--- Data to use ---
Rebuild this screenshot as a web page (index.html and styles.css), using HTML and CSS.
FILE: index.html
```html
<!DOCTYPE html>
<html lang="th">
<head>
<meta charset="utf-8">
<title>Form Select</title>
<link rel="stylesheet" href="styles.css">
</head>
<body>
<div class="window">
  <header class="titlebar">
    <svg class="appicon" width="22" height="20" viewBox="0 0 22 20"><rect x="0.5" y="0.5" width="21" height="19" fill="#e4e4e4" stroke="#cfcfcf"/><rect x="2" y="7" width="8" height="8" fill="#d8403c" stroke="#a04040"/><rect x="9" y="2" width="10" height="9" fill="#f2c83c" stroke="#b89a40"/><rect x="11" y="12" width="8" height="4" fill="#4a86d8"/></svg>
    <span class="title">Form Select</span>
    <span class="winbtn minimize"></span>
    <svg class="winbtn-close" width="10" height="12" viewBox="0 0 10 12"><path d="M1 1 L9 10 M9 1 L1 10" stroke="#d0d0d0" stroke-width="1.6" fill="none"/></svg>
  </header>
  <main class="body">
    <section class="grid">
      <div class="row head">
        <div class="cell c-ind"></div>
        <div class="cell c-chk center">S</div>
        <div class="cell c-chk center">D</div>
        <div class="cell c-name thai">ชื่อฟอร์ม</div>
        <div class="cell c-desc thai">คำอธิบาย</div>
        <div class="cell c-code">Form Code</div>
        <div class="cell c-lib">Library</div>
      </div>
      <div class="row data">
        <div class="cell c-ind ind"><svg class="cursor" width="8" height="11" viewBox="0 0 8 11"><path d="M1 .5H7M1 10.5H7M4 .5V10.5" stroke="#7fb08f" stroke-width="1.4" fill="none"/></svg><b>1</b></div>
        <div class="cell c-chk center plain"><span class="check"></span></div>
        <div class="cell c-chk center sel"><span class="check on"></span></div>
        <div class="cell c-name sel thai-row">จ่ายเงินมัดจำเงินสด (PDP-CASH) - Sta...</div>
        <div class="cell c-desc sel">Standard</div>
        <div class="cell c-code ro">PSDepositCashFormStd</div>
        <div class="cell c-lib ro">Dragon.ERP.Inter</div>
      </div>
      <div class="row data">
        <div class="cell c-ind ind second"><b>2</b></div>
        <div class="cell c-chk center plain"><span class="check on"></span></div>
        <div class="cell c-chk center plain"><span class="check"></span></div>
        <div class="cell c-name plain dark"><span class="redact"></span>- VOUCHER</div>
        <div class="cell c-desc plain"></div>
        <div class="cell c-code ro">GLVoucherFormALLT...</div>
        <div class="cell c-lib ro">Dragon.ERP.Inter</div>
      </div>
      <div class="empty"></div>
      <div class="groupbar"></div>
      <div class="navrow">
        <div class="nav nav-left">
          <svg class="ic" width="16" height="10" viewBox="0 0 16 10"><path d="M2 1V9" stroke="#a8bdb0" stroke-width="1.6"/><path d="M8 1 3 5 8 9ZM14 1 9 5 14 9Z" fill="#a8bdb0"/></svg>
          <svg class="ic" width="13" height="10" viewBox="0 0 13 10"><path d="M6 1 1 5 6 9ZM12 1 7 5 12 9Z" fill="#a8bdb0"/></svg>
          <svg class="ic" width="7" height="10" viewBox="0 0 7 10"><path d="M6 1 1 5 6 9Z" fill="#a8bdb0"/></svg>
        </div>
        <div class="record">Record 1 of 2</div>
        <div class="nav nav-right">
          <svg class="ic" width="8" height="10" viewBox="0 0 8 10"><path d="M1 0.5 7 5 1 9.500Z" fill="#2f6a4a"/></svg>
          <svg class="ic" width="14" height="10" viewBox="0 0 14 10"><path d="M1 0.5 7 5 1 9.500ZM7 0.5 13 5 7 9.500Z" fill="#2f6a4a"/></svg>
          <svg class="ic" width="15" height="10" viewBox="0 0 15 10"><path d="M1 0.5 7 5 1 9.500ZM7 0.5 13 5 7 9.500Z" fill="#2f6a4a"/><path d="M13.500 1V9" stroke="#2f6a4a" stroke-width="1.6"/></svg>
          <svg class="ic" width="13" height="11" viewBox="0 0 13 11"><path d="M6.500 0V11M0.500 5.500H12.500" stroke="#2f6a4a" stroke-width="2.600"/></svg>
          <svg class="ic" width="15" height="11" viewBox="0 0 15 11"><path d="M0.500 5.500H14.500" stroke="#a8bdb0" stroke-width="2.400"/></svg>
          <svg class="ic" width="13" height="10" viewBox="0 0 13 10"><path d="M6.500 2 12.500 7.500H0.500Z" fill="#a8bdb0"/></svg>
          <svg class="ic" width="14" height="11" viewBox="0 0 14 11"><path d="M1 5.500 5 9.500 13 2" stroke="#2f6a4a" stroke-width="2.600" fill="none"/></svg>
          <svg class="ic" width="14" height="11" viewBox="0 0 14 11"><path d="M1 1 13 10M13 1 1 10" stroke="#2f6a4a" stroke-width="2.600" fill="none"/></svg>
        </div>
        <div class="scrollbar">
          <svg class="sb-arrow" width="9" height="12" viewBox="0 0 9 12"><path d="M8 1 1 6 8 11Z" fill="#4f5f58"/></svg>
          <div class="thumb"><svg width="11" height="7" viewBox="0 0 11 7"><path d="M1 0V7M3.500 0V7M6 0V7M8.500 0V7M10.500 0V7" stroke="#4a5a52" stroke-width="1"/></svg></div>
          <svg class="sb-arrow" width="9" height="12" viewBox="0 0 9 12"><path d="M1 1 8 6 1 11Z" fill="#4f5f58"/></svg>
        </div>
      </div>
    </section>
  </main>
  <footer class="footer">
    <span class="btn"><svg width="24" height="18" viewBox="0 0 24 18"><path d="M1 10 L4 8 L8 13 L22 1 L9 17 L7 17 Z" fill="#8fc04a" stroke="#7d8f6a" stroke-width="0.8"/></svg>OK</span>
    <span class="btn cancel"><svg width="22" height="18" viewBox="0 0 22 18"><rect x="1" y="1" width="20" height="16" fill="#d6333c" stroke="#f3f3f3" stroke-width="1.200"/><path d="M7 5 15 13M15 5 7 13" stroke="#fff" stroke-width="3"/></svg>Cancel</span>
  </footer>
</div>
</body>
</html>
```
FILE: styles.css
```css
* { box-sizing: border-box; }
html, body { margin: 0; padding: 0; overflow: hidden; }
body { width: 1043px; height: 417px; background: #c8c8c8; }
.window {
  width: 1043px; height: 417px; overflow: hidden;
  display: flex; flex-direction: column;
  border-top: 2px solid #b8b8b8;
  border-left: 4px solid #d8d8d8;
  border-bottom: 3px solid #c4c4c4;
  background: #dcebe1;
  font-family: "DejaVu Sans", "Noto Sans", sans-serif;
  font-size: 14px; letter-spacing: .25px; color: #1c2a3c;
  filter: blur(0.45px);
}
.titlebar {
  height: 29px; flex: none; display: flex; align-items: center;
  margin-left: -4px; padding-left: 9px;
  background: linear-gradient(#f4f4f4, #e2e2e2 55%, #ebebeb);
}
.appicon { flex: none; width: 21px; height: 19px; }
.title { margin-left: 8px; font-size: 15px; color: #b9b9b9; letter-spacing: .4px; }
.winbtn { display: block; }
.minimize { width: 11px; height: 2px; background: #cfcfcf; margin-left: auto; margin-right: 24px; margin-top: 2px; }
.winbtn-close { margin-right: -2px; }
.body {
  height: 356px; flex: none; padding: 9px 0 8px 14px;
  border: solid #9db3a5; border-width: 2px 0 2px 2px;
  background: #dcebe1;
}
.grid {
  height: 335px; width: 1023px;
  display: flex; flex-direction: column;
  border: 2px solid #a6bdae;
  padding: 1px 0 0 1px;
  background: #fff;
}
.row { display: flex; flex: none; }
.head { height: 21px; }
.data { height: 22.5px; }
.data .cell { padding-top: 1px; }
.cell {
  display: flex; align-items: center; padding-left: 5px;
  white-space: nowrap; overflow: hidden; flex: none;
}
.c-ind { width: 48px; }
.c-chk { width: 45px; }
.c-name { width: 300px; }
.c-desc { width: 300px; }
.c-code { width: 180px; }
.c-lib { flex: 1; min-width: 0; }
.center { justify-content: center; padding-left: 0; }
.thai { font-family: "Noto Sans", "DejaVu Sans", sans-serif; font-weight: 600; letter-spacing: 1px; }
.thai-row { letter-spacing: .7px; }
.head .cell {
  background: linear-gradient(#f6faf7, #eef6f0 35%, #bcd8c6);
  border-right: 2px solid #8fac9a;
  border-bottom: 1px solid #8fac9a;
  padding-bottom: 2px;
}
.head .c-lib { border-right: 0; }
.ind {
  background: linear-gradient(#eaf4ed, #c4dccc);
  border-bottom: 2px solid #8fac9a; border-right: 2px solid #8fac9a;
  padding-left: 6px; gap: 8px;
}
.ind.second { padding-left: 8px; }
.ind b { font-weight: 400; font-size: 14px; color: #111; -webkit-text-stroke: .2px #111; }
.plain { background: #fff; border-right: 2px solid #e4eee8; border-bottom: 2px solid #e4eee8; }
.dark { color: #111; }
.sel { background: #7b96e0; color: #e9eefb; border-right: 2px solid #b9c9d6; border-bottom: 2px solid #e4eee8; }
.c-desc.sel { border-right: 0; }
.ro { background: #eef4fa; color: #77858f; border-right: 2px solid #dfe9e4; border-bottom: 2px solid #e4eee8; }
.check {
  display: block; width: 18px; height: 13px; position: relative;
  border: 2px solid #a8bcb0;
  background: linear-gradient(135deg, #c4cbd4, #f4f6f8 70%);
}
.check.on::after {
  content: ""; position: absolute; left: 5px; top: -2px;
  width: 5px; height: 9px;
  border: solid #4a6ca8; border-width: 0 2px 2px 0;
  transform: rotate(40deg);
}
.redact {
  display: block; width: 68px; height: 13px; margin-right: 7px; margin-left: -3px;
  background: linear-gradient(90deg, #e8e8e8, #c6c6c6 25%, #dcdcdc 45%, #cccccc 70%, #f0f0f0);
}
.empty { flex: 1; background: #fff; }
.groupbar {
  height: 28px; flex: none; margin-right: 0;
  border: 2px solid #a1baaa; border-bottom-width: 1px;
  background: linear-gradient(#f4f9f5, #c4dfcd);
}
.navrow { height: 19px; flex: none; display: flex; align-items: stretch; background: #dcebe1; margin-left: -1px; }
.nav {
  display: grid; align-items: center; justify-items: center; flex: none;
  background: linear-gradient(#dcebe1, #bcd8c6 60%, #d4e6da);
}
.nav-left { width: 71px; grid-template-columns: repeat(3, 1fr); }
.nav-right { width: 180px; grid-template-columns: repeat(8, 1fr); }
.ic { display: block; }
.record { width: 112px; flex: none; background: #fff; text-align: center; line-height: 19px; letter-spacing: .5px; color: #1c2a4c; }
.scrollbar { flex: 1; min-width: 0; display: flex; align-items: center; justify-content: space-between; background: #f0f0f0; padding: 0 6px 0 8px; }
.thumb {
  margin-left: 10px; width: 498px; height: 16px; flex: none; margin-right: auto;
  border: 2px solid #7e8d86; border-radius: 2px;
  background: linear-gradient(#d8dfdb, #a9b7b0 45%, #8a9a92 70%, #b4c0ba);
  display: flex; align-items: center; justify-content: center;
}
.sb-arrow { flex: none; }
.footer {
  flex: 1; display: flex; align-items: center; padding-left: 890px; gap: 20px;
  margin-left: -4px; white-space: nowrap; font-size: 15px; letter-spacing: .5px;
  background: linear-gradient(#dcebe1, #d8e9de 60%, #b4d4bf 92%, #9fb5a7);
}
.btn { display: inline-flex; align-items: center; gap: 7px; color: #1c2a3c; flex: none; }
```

---

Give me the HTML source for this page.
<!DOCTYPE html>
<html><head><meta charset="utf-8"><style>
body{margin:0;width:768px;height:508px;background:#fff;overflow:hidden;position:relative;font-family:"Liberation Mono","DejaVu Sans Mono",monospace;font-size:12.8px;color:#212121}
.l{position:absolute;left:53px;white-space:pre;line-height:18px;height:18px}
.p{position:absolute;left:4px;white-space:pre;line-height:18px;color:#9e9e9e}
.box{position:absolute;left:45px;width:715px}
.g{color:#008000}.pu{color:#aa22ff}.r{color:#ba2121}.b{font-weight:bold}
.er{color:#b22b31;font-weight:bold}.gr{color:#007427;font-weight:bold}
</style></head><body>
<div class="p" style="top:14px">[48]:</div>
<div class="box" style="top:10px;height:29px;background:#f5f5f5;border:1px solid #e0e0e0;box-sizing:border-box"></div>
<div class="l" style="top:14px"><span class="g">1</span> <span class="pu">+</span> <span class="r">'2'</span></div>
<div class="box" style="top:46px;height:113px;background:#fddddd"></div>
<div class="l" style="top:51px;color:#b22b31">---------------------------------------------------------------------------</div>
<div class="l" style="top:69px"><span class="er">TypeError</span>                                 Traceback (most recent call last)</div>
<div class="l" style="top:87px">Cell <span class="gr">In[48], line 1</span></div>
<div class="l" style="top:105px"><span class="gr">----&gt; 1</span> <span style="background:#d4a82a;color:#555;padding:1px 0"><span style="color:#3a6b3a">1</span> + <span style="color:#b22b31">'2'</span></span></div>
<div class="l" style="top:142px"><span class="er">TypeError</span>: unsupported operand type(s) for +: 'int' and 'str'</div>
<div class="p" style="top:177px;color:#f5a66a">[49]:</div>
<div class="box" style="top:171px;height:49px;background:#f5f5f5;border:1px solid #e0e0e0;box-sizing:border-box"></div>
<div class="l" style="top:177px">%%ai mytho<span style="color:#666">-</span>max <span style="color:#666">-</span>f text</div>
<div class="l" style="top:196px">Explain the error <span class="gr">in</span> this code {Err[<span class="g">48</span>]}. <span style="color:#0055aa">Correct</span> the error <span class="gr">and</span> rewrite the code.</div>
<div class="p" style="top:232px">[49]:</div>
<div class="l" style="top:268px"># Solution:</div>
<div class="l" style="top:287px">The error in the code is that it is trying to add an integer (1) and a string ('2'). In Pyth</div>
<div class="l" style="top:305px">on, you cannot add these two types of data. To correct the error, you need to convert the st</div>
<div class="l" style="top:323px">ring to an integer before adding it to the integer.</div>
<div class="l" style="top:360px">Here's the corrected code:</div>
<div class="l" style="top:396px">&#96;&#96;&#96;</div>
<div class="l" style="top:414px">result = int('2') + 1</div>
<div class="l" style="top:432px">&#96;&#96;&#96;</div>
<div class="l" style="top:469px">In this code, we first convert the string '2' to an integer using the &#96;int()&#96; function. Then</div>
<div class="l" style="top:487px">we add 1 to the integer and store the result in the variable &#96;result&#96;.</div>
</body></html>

--

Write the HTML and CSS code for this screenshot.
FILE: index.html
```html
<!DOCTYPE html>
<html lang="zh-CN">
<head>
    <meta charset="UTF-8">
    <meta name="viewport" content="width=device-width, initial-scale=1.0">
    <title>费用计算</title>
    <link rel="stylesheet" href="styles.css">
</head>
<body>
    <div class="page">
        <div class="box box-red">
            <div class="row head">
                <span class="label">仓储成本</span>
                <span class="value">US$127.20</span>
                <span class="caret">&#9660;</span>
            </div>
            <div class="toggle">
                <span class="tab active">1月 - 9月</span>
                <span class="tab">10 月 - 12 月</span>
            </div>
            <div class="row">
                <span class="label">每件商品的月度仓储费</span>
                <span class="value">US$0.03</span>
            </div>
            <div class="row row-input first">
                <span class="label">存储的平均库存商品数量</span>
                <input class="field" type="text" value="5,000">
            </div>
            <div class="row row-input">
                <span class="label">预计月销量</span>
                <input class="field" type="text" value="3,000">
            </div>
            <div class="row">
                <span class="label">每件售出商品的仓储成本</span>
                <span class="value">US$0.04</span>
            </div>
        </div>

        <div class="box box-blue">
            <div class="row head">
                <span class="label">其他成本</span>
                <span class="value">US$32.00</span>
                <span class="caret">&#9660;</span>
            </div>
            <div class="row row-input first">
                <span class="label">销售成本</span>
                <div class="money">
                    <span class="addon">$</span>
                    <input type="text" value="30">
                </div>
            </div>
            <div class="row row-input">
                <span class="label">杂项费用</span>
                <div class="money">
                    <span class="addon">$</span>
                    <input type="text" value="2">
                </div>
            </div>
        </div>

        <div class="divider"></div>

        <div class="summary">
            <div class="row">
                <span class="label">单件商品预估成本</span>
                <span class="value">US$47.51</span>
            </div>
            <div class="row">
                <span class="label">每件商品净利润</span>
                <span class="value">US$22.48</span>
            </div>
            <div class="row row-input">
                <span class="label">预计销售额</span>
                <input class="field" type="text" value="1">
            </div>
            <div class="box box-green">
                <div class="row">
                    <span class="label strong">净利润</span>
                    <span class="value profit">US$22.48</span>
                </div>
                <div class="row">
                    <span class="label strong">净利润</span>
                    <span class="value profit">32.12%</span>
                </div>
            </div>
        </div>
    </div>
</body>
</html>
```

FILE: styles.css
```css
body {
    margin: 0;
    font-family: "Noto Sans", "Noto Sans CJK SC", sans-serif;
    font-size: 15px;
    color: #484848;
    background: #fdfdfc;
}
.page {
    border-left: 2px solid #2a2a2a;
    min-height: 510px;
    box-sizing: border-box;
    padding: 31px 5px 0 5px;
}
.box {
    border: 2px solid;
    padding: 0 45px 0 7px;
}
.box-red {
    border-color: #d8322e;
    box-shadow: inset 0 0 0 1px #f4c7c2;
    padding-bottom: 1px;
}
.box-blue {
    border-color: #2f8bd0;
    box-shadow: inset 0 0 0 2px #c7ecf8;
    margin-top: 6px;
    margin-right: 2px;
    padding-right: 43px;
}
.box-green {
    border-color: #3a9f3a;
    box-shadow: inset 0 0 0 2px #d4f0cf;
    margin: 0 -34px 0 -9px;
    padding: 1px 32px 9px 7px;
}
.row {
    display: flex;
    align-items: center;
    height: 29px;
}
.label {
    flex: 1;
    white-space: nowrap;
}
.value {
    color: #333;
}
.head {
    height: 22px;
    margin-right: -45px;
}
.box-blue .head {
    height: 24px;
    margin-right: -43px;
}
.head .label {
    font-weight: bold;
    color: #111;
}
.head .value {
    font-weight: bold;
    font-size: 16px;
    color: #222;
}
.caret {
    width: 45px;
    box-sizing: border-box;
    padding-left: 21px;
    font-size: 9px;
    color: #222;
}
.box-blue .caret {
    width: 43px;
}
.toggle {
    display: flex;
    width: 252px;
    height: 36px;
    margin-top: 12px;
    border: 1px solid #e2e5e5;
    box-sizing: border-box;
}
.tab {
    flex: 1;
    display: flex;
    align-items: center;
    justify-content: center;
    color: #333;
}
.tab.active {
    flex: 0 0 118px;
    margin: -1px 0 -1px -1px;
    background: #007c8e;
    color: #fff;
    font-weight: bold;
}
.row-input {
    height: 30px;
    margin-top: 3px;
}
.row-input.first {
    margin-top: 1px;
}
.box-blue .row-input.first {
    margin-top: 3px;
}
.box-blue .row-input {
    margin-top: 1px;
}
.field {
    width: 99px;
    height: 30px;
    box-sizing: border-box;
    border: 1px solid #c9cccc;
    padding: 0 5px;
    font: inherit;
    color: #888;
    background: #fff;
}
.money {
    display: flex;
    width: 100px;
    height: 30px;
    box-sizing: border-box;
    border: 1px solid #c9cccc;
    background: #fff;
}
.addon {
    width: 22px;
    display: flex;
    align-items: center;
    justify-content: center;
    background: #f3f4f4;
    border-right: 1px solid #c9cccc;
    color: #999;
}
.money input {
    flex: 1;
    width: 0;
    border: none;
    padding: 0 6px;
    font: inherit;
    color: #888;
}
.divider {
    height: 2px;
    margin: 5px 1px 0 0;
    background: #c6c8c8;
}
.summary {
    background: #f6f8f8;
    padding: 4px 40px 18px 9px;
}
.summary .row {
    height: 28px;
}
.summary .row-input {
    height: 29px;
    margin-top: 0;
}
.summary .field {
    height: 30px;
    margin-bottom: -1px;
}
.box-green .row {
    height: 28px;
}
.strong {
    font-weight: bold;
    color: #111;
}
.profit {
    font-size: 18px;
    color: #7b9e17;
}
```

--- Description of the task ---
Search the data for the word "screenshot" and copy each line where it appears.

--- Final answer ---
Rebuild this screenshot as a web page (index.html and styles.css), using HTML and CSS.
Write the HTML and CSS code for this screenshot.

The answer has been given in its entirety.